Repetitor - 21 August 2019

It is with a heavy heart that we will be taking the stage at Pop-Kultur Festival in Berlin tomorrow.

We only recently learned the scale of Pop-Kultur’s ongoing partnership with the Israeli government, which exploits the arts in order to cover up its racist, apartheid policies against the Palestinian people. Indeed, we were shocked to see the logo of the Israeli embassy prominently displayed on the Pop-Kultur website.

We join the calls from Palestinian, Israeli and international artists urging Pop-Kultur Festival to end all ties with the Israeli government until Palestinians can live without oppression or apartheid, in their own state.

Just as it would have been reprehensible for a self-defined progressive festival to partner with or accept any support from the apartheid regime in South Africa in the past, while locals call them not to, it is now wrong for Pop-Kultur to partner with the Israeli government until it fully complies with its obligations under international law and respects Palestinian national rights for an independent state, recognized by the UN.
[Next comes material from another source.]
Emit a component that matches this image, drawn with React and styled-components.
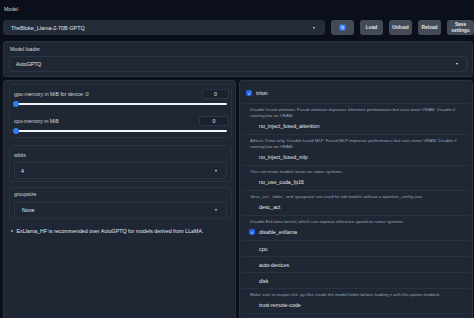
import React from "react";
import styled, { createGlobalStyle } from "styled-components";

const GlobalStyle = createGlobalStyle`
  html, body {
    margin: 0;
    padding: 0;
    background: #0b0f19;
    overflow: hidden;
  }
  body {
    font-family: "Liberation Sans", Arial, sans-serif;
    color: #e5e7eb;
  }
`;

const Page = styled.div`
  width: 474px;
  height: 318px;
  padding: 0 0 0 3px;
  box-sizing: border-box;
  overflow: hidden;
`;

const TopLabel = styled.div`
  font-size: 5.2px;
  color: #d1d5db;
  padding: 6px 0 0 1px;
  height: 20px;
  box-sizing: border-box;
`;

const ModelRow = styled.div`
  display: flex;
  align-items: stretch;
  height: 15px;
  gap: 6px;
  margin-bottom: 6px;
`;

const Select = styled.div`
  flex: ${(p) => (p.grow ? 1 : "none")};
  display: flex;
  align-items: center;
  justify-content: space-between;
  height: ${(p) => p.h || 16}px;
  padding: 0 9px 0 ${(p) => p.pl || 7}px;
  box-sizing: border-box;
  background: ${(p) => p.bg || "#252d3a"};
  border: 1px solid ${(p) => p.border || "#2b3341"};
  border-radius: 3px;
  font-size: ${(p) => p.fs || 5.2}px;
  color: #e5e7eb;
`;

const Caret = styled.span`
  width: 0;
  height: 0;
  border-left: 1.5px solid transparent;
  border-right: 1.5px solid transparent;
  border-top: 2px solid #e5e7eb;
`;

const Button = styled.div`
  width: ${(p) => p.w || 23}px;
  flex: none;
  display: flex;
  align-items: center;
  justify-content: center;
  text-align: center;
  background: #444b58;
  border-radius: 3px;
  font-size: 4.8px;
  line-height: 5.5px;
  font-weight: bold;
  color: #e5e7eb;
`;

const Panel = styled.div`
  background: #1f2735;
  border: 1px solid #2a3240;
  border-radius: 3px;
  box-sizing: border-box;
`;

const LoaderPanel = styled(Panel)`
  width: 470px;
  height: 36px;
  padding: 4px 4px 0 5px;
  margin-bottom: 3px;
`;

const BlockLabel = styled.div`
  font-size: 5.2px;
  color: #d1d5db;
  height: ${(p) => p.h || 9}px;
  line-height: 6px;
  padding-left: ${(p) => p.pl || 0}px;
`;

const Columns = styled.div`
  display: flex;
  gap: 3px;
  align-items: flex-start;
`;

const LeftPanel = styled(Panel)`
  width: 233px;
  height: 250px;
  padding: 3px 3px 0 5px;
`;

const RightPanel = styled(Panel)`
  width: 234px;
  height: 250px;
  padding: 2px 3px 0 3px;
`;

const Block = styled.div`
  border: 1px solid #2a3240;
  border-radius: 3px;
  padding: ${(p) => p.pad || "0"};
  margin-bottom: ${(p) => p.mb || 0}px;
  height: ${(p) => p.h}px;
  box-sizing: border-box;
`;

const SliderHead = styled.div`
  display: flex;
  justify-content: space-between;
  align-items: center;
  height: 11px;
  font-size: 5.2px;
  color: #d1d5db;
  padding-left: 4px;
`;

const NumberBox = styled.div`
  width: ${(p) => p.w || 27}px;
  height: 10px;
  box-sizing: border-box;
  border: 1px solid #2e3645;
  background: #1b222e;
  border-radius: 2px;
  font-size: 5.2px;
  display: flex;
  align-items: center;
  justify-content: center;
  color: #e5e7eb;
`;

const Track = styled.div`
  position: relative;
  height: 2px;
  margin: 4px 2px 0 6px;
  background: #f3f4f6;
  border-radius: 1px;
`;

const Thumb = styled.span`
  position: absolute;
  left: -3px;
  top: -2px;
  width: 6px;
  height: 6px;
  border-radius: 50%;
  background: #2f7ff0;
`;

const Spacer = styled.div`
  height: ${(p) => p.h}px;
`;

const Note = styled.div`
  display: flex;
  align-items: center;
  gap: 4px;
  margin-top: 8px;
  padding-left: 2px;
  font-size: 5.3px;
  color: #e5e7eb;
  &::before {
    content: "";
    width: 1.5px;
    height: 1.5px;
    border-radius: 50%;
    background: #9ca3af;
  }
`;

const Row = styled.div`
  border-bottom: 1px solid #2a3240;
  padding: ${(p) => p.pad || "3px 0 4px 5px"};
  box-sizing: border-box;
  height: ${(p) => p.h}px;
`;

const Desc = styled.div`
  font-size: 4.4px;
  line-height: 6px;
  color: #9ca3af;
  margin-bottom: 3px;
  padding-left: 2px;
`;

const Check = styled.div`
  display: flex;
  align-items: center;
  gap: 4px;
  height: 8px;
  font-size: 5.3px;
  color: #e5e7eb;
  padding-left: 1px;
`;

const Box = styled.span`
  width: 6px;
  height: 6px;
  border-radius: 1.5px;
  flex: none;
  box-sizing: border-box;
  background: ${(p) => (p.on ? "#2563eb" : "#1f2735")};
  border: 1px solid ${(p) => (p.on ? "#2563eb" : "#222a37")};
  display: flex;
  align-items: center;
  justify-content: center;
`;

const CheckItem = ({ label, on }) => (
  <Check>
    <Box on={on ? 1 : 0}>
      {on && (
        <svg width="5" height="5" viewBox="0 0 10 10">
          <path d="M2 5.5 L4.2 7.6 L8 2.6" stroke="#fff" strokeWidth="1.8" fill="none" />
        </svg>
      )}
    </Box>
    {label}
  </Check>
);

const rows = [
  { label: "triton", on: true, h: 21, pad: "6px 0 0 2px" },
  {
    label: "no_inject_fused_attention",
    desc: "Disable fused attention. Fused attention improves inference performance but uses more VRAM. Disable if running low on VRAM.",
    h: 31,
  },
  {
    label: "no_inject_fused_mlp",
    desc: "Affects Triton only. Disable fused MLP. Fused MLP improves performance but uses more VRAM. Disable if running low on VRAM.",
    h: 31,
  },
  { label: "no_use_cuda_fp16", desc: "This can make models faster on some systems.", h: 25 },
  {
    label: "desc_act",
    desc: "'desc_act', 'wbits', and 'groupsize' are used for old models without a quantize_config.json.",
    h: 25,
  },
  {
    label: "disable_exllama",
    on: true,
    desc: "Disable ExLlama kernel, which can improve inference speed on some systems.",
    h: 25,
  },
  { label: "cpu", h: 16, pad: "4px 0 0 5px" },
  { label: "auto-devices", h: 16, pad: "4px 0 0 5px" },
  { label: "disk", h: 16, pad: "4px 0 0 5px" },
  {
    label: "trust-remote-code",
    desc: "Make sure to inspect the .py files inside the model folder before loading it with this option enabled.",
    h: 25,
  },
];

const RefreshIcon = () => (
  <svg width="7" height="7" viewBox="0 0 14 14">
    <rect x="1" y="1" width="12" height="12" rx="2" fill="#3b82f6" />
    <path d="M4.5 7 a2.5 2.5 0 1 1 1 2" stroke="#fff" strokeWidth="1.4" fill="none" />
  </svg>
);

const App = () => (
  <>
    <GlobalStyle />
    <Page>
      <TopLabel>Model</TopLabel>
      <ModelRow>
        <Select grow bg="#252c39" border="#262e3b" fs={5.4} h={15} pl={7}>
          TheBloke_Llama-2-70B-GPTQ
          <Caret />
        </Select>
        <Button w={23}>
          <RefreshIcon />
        </Button>
        <Button>Load</Button>
        <Button>Unload</Button>
        <Button>Reload</Button>
        <Button w={27}>Save settings</Button>
      </ModelRow>
      <LoaderPanel>
        <BlockLabel h={10} pl={1}>Model loader</BlockLabel>
        <Select bg="#1f2735" border="#2d3544" h={16} pl={6}>
          AutoGPTQ
          <Caret />
        </Select>
      </LoaderPanel>
      <Columns>
        <LeftPanel>
          <Block h={54} mb={7} pad="3px 2px 0 0">
            <SliderHead>
              gpu-memory in MiB for device :0
              <NumberBox w={27}>0</NumberBox>
            </SliderHead>
            <Track>
              <Thumb />
            </Track>
            <Spacer h={10} />
            <SliderHead>
              cpu-memory in MiB
              <NumberBox w={30}>0</NumberBox>
            </SliderHead>
            <Track>
              <Thumb />
            </Track>
          </Block>
          <Block h={37} mb={5} pad="6px 4px 0 4px">
            <BlockLabel h={10}>wbits</BlockLabel>
            <Select bg="#1f2735" border="#2d3544" h={17} pl={6}>
              4
              <Caret />
            </Select>
          </Block>
          <Block h={33} pad="3px 4px 0 4px">
            <BlockLabel h={11}>groupsize</BlockLabel>
            <Select bg="#1f2735" border="#2d3544" h={16} pl={7}>
              None
              <Caret />
            </Select>
          </Block>
          <Note>ExLlama_HF is recommended over AutoGPTQ for models derived from LLaMA.</Note>
        </LeftPanel>
        <RightPanel>
          {rows.map((r) => (
            <Row key={r.label} h={r.h} pad={r.pad}>
              {r.desc && <Desc>{r.desc}</Desc>}
              <CheckItem label={r.label} on={r.on} />
            </Row>
          ))}
        </RightPanel>
      </Columns>
    </Page>
  </>
);

export default App;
As a band that takes calls from the oppressed local Palestinian, and even some Israeli community seriously, Repetitor commits to not playing future gigs in Israel or at events sponsored by its government. We don’t want to be used in a campaign of normalizing racial segregation and occupation of Palestinian territories.

We stand in solidarity with the Palestinian people like they stood and still stand with our own.